§ Stated goal: Report the count of lines containing the word "screenshot" in the entries below, and nothing more.

§ Data lines:
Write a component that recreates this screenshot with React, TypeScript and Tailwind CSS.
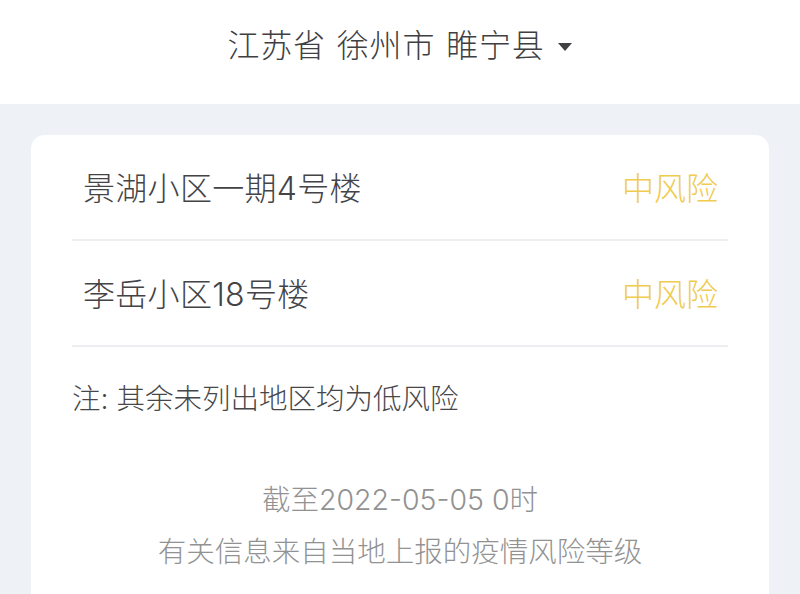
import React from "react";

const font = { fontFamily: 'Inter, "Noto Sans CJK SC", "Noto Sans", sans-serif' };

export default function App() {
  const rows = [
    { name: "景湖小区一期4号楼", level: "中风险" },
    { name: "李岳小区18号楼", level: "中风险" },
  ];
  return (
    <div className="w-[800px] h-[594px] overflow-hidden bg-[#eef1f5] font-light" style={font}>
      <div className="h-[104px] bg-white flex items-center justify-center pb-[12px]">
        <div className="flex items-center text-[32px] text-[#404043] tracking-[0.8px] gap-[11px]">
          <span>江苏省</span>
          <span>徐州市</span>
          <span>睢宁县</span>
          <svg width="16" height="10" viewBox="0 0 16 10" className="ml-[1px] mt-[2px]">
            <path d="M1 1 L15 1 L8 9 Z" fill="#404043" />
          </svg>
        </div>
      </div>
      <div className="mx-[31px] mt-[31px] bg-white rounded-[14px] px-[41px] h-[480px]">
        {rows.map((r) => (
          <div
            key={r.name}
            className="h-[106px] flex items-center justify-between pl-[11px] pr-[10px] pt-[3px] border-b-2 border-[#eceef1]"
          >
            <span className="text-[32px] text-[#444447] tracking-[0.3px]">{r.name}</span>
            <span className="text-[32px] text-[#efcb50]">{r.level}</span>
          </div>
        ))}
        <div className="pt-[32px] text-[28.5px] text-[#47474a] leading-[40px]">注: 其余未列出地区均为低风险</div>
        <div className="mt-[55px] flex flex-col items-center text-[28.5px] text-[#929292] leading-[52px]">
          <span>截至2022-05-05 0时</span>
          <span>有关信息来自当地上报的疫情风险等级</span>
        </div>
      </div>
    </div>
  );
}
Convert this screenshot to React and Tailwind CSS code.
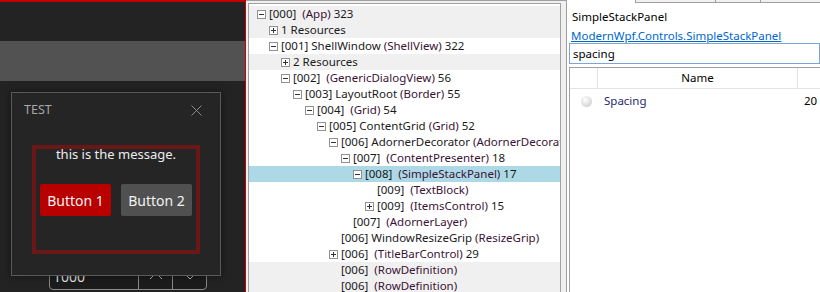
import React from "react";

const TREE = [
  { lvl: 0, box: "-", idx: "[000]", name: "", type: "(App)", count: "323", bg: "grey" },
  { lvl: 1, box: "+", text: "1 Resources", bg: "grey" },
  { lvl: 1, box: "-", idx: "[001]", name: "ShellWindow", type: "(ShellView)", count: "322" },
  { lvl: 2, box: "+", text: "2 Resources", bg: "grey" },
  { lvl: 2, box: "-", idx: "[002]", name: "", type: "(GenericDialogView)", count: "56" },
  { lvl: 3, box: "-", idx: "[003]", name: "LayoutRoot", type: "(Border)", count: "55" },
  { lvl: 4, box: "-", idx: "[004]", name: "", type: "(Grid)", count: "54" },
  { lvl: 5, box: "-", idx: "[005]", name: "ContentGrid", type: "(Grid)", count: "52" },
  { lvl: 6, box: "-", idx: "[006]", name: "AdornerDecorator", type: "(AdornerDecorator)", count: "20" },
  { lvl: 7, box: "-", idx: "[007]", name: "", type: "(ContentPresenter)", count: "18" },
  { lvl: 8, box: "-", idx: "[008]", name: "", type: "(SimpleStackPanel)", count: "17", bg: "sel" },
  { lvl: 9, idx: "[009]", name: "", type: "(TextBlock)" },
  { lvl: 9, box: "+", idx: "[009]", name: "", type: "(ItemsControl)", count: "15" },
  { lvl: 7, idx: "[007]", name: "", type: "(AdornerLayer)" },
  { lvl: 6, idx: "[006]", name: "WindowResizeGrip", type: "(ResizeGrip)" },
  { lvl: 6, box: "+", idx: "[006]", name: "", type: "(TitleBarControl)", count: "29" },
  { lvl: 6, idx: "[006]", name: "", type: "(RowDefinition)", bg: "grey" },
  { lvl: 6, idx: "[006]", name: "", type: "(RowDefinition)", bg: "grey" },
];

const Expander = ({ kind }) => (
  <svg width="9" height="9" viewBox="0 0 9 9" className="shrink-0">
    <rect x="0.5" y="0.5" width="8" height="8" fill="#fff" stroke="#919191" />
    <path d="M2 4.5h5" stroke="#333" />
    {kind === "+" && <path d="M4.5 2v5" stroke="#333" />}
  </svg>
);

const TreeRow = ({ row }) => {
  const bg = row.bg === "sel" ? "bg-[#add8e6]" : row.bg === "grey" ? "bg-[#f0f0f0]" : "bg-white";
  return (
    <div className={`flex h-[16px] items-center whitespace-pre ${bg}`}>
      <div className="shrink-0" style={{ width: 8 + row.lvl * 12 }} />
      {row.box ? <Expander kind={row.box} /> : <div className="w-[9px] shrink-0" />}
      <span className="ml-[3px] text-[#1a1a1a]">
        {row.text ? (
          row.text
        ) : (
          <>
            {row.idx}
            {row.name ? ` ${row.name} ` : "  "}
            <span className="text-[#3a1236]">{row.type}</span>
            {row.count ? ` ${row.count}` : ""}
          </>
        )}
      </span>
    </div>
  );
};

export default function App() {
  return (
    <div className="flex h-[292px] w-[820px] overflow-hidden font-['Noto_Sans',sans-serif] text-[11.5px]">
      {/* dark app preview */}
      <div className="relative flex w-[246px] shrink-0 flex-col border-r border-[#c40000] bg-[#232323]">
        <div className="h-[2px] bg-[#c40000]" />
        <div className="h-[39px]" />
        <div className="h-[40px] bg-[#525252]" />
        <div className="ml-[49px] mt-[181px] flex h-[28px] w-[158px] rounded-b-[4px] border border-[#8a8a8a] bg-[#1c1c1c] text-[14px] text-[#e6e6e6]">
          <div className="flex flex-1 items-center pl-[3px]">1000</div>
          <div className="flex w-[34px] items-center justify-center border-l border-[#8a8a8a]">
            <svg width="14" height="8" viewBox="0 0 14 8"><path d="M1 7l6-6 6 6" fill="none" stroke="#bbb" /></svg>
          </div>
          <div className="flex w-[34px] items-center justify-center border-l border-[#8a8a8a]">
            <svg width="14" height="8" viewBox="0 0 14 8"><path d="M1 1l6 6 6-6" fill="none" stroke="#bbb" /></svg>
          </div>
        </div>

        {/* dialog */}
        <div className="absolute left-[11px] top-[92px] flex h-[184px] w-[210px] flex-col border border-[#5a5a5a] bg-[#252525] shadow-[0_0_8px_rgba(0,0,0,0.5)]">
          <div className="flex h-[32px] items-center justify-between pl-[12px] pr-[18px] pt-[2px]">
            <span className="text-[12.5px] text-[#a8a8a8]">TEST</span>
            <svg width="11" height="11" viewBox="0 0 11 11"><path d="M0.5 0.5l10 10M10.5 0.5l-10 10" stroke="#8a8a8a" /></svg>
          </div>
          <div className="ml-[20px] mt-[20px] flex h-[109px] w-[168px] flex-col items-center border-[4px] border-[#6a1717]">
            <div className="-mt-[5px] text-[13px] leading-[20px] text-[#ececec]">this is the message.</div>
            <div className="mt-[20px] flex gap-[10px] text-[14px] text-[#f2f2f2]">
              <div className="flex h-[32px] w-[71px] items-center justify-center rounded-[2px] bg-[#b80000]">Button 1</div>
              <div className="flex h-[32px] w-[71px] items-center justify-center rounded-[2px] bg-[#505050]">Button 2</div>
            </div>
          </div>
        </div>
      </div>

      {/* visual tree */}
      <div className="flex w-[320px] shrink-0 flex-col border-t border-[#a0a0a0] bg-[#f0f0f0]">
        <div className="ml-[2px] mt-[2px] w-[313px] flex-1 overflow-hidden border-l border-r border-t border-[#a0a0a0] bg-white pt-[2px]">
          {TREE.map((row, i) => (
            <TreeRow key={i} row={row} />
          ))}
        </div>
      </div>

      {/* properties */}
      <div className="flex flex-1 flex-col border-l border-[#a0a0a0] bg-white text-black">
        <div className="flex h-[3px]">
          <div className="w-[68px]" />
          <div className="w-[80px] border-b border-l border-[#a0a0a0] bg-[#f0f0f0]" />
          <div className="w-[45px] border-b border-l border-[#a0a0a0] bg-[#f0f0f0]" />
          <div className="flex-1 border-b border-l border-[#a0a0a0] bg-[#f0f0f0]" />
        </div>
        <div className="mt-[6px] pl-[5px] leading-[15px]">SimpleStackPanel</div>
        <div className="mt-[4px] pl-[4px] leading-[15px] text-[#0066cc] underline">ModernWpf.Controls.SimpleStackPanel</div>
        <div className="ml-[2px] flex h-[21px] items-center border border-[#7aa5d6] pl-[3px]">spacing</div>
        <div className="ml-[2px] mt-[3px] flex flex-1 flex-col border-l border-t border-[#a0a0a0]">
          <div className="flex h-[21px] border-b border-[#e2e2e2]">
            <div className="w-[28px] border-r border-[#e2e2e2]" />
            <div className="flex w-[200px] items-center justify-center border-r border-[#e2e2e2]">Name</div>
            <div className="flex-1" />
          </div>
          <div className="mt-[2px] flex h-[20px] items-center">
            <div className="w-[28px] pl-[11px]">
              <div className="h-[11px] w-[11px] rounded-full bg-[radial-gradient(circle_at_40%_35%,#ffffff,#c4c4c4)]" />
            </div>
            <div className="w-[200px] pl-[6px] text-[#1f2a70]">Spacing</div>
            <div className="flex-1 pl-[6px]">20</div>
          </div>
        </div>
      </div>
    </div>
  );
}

§ Response below: 2